Written exercise: Lines containing the word "components" are to be located and copied.

+++

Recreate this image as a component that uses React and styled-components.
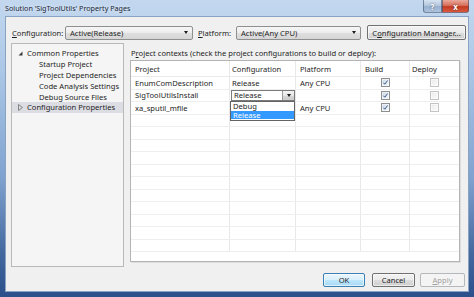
import React from "react";
import styled, { createGlobalStyle } from "styled-components";

const Global = createGlobalStyle`
  html, body { margin: 0; padding: 0; }
  body {
    width: 474px; height: 297px; overflow: hidden;
    font-family: "Noto Sans", "Open Sans", sans-serif;
    font-size: 7.6px; color: #1e1e1e;
  }
  * { box-sizing: border-box; }
`;

const Window = styled.div`
  width: 474px; height: 297px;
  display: flex; flex-direction: column;
  padding: 0 5px 5px 5px;
  background: linear-gradient(180deg, #c3d8ef 0%, #aac6e6 25%, #7fa2cf 60%, #44699f 85%, #2b4f8a 100%);
`;

const TitleBar = styled.div`
  height: 16px; display: flex; align-items: flex-start;
`;

const Title = styled.div`
  flex: 1; line-height: 16px; color: #1b2636; font-size: 7.2px;
  text-shadow: 0 0 4px rgba(255,255,255,0.9);
`;

const CaptionButton = styled.div`
  height: 13px; width: ${p => p.$w}px;
  display: flex; align-items: center; justify-content: center;
  color: #fff; font-weight: bold; font-size: 8px;
  border: 1px solid rgba(60, 80, 110, 0.6);
  border-top: none;
  border-radius: ${p => p.$r};
  background: ${p => p.$close
    ? "linear-gradient(180deg, #e9a99b 0%, #d8705d 45%, #c23b22 55%, #d9593f 100%)"
    : "linear-gradient(180deg, #d6e3f1 0%, #b5c8de 45%, #98b1cf 55%, #aec4de 100%)"};
  text-shadow: 0 0 2px rgba(0,0,0,0.6);
`;

const Client = styled.div`
  flex: 1; display: flex; flex-direction: column;
  background: #f0f0f0;
  border: 1px solid #8aa3c2;
`;

const TopRow = styled.div`
  display: flex; align-items: center;
  margin-top: 8px; height: 15px; padding-left: 6px;
`;

const Label = styled.div`
  width: ${p => p.$w}px; margin-left: ${p => p.$ml || 0}px;
  u { text-decoration: underline; }
`;

const Combo = styled.div`
  width: ${p => p.$w}px; height: 14px;
  display: flex; align-items: center; justify-content: space-between;
  padding: 0 4px 0 4px;
  border: 1px solid #8e8f8f; border-radius: 2px;
  background: linear-gradient(180deg, #f6f6f6 0%, #ececec 50%, #dfdfdf 51%, #d6d6d6 100%);
`;

const Arrow = styled.span`
  width: 0; height: 0;
  border-left: 2.5px solid transparent; border-right: 2.5px solid transparent;
  border-top: 3px solid #1a1a1a;
`;

const Button = styled.div`
  width: ${p => p.$w}px; height: ${p => p.$h || 14}px;
  margin-left: ${p => p.$ml || 0}px;
  display: flex; align-items: center; justify-content: center;
  border-radius: 2px;
  border: 1px solid ${p => p.$disabled ? "#b5b8bb" : p.$default ? "#3c7fb1" : "#707070"};
  color: ${p => p.$disabled ? "#a0a0a0" : "#1e1e1e"};
  background: ${p => p.$disabled
    ? "#f4f4f4"
    : p.$default
      ? "linear-gradient(180deg, #eaf6fd 0%, #d9f0fc 50%, #bee6fd 51%, #a7d9f5 100%)"
      : "linear-gradient(180deg, #f2f2f2 0%, #ebebeb 50%, #dddddd 51%, #cfcfcf 100%)"};
  box-shadow: inset 0 0 0 1px ${p => p.$disabled ? "transparent" : "rgba(255,255,255,0.6)"};
`;

const Main = styled.div`
  display: flex; margin-top: 3px; height: 224px;
`;

const Tree = styled.div`
  width: 113px; margin-left: 5px; height: 224px;
  background: #f5f5f5; border: 1px solid #b9b9b9;
  padding-top: 4px;
`;

const TreeRow = styled.div`
  height: 10.8px; display: flex; align-items: center;
  padding-left: ${p => p.$indent}px;
  background: ${p => p.$selected ? "#dcdde3" : "transparent"};
`;

const Toggle = styled.span`
  width: 9px; display: inline-flex; align-items: center;
`;

const RightPane = styled.div`
  width: 330px; margin-left: 6px; display: flex; flex-direction: column;
`;

const Caption = styled.div`
  padding-top: 6px; line-height: 9px; height: 15px; padding-left: 1px;
  margin-bottom: 2px; white-space: nowrap;
`;

const Grid = styled.div`
  height: 202px; background: #fff;
  border: 1px solid #b4b4b4;
  box-shadow: 1px 1px 0 #dcdcdc;
  display: flex; flex-direction: column;
  position: relative;
`;

const cols = "99px 66px 65px 49px 1fr";

const HeaderRow = styled.div`
  display: grid; grid-template-columns: ${cols};
  height: 16px; border-bottom: 1px solid #e9e9e9;
  flex-shrink: 0;
`;

const BodyRow = styled.div`
  display: grid; grid-template-columns: ${cols};
  height: 12.5px; border-bottom: 1px solid #eeeeee;
  flex-shrink: 0;
`;

const Cell = styled.div`
  position: relative;
  display: flex; align-items: center;
  justify-content: ${p => p.$center ? "center" : "flex-start"};
  padding-left: ${p => p.$center ? 0 : p.$pl ?? 4}px;
  border-right: ${p => p.$last ? "none" : "1px solid #e8e8e8"};
  white-space: nowrap;
`;

const InCombo = styled.div`
  width: 64px; height: 11px; margin-left: 1px;
  display: flex; border: 1px solid #7b7b7b; background: #fff;
`;

const InComboText = styled.div`
  flex: 1; padding-left: 2px; display: flex; align-items: center;
`;

const InComboBtn = styled.div`
  width: 12px; display: flex; align-items: center; justify-content: center;
  border-left: 1px solid #9a9a9a;
  background: linear-gradient(180deg, #f4f4f4 0%, #e6e6e6 50%, #d8d8d8 51%, #cdcdcd 100%);
`;

const DropList = styled.div`
  position: absolute; left: 0; top: 100%;
  width: 65px; z-index: 3;
  background: #fff; border: 1px solid #646464;
  padding: 0 0 1px 0;
`;

const DropItem = styled.div`
  height: 8.5px; display: flex; align-items: center; padding-left: 2px;
  background: ${p => p.$selected ? "#3399ff" : "transparent"};
  color: ${p => p.$selected ? "#fff" : "#1e1e1e"};
`;

const Footer = styled.div`
  display: flex; justify-content: flex-end; align-items: center;
  margin-top: 6px; height: 14px; padding-right: 3px;
`;

const CheckBox = ({ checked }) => (
  <svg width="9" height="9" viewBox="0 0 9 9">
    <defs>
      <linearGradient id={checked ? "cbOn" : "cbOff"} x1="0" y1="0" x2="1" y2="1">
        <stop offset="0" stopColor={checked ? "#cdd9e8" : "#ececec"} />
        <stop offset="1" stopColor={checked ? "#f3f6fa" : "#fafafa"} />
      </linearGradient>
    </defs>
    <rect x="0.5" y="0.5" width="8" height="8" fill="#fff" stroke={checked ? "#8e8f8f" : "#c4c4c4"} />
    <rect x="1.5" y="1.5" width="6" height="6" fill={`url(#${checked ? "cbOn" : "cbOff"})`} />
    {checked && (
      <path d="M2.4 4.7 L3.8 6.2 L6.6 2.5" fill="none" stroke="#3a5a88" strokeWidth="1" />
    )}
  </svg>
);

const Expanded = () => (
  <svg width="5" height="5" viewBox="0 0 5 5"><path d="M4.5 0.5 L4.5 4.5 L0.5 4.5 Z" fill="#3c3c3c" /></svg>
);
const Collapsed = () => (
  <svg width="5" height="7" viewBox="0 0 5 7"><path d="M0.5 0.5 L4.5 3.5 L0.5 6.5 Z" fill="none" stroke="#7a7a7a" strokeWidth="0.9" /></svg>
);

const rows = [
  { project: "EnumComDescription", config: "Release", platform: "Any CPU", build: true },
  { project: "SigToolUtilsInstall", combo: true, platform: "", build: true },
  { project: "xa_sputil_mfile", config: "", platform: "Any CPU", build: true },
];

export default function App() {
  const empty = Array.from({ length: 11 });
  return (
    <>
      <Global />
      <Window>
        <TitleBar>
          <Title>Solution 'SigToolUtils' Property Pages</Title>
          <CaptionButton $w={19} $r="0 0 0 3px">?</CaptionButton>
          <CaptionButton $w={27} $r="0 0 3px 0" $close>x</CaptionButton>
        </TitleBar>
        <Client>
          <TopRow>
            <Label $w={53}><u>C</u>onfiguration:</Label>
            <Combo $w={128}>Active(Release)<Arrow /></Combo>
            <Label $w={38} $ml={5}><u>P</u>latform:</Label>
            <Combo $w={125}>Active(Any CPU)<Arrow /></Combo>
            <Button $w={99} $h={15} $ml={6}>C<u>o</u>nfiguration Manager...</Button>
          </TopRow>
          <Main>
            <Tree>
              <TreeRow $indent={6}><Toggle><Expanded /></Toggle>Common Properties</TreeRow>
              <TreeRow $indent={27}>Startup Project</TreeRow>
              <TreeRow $indent={27}>Project Dependencies</TreeRow>
              <TreeRow $indent={27}>Code Analysis Settings</TreeRow>
              <TreeRow $indent={27}>Debug Source Files</TreeRow>
              <TreeRow $indent={6} $selected><Toggle><Collapsed /></Toggle>Configuration Properties</TreeRow>
            </Tree>
            <RightPane>
              <Caption>P<u>r</u>oject contexts (check the project configurations to build or deploy):</Caption>
              <Grid>
                <HeaderRow>
                  <Cell>Project</Cell>
                  <Cell $pl={2}>Configuration</Cell>
                  <Cell>Platform</Cell>
                  <Cell $pl={4}>Build</Cell>
                  <Cell $pl={2} $last>Deploy</Cell>
                </HeaderRow>
                {rows.map((r, i) => (
                  <BodyRow key={i}>
                    <Cell>{r.project}</Cell>
                    <Cell $pl={r.combo ? 0 : 2}>
                      {r.combo ? (
                        <>
                          <InCombo>
                            <InComboText>Release</InComboText>
                            <InComboBtn><Arrow /></InComboBtn>
                          </InCombo>
                          <DropList>
                            <DropItem>Debug</DropItem>
                            <DropItem $selected>Release</DropItem>
                          </DropList>
                        </>
                      ) : r.config}
                    </Cell>
                    <Cell>{r.platform}</Cell>
                    <Cell $center><CheckBox checked={r.build} /></Cell>
                    <Cell $center $last><CheckBox checked={false} /></Cell>
                  </BodyRow>
                ))}
                {empty.map((_, i) => (
                  <BodyRow key={"e" + i}>
                    <Cell /><Cell /><Cell /><Cell /><Cell $last />
                  </BodyRow>
                ))}
              </Grid>
            </RightPane>
          </Main>
          <Footer>
            <Button $w={42} $default>OK</Button>
            <Button $w={43} $ml={7}>Cancel</Button>
            <Button $w={45} $ml={5} $disabled><u>A</u>pply</Button>
          </Footer>
        </Client>
      </Window>
    </>
  );
}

+++

Response to this task:
Recreate this image as a component that uses React and styled-components.
import styled, { createGlobalStyle } from "styled-components";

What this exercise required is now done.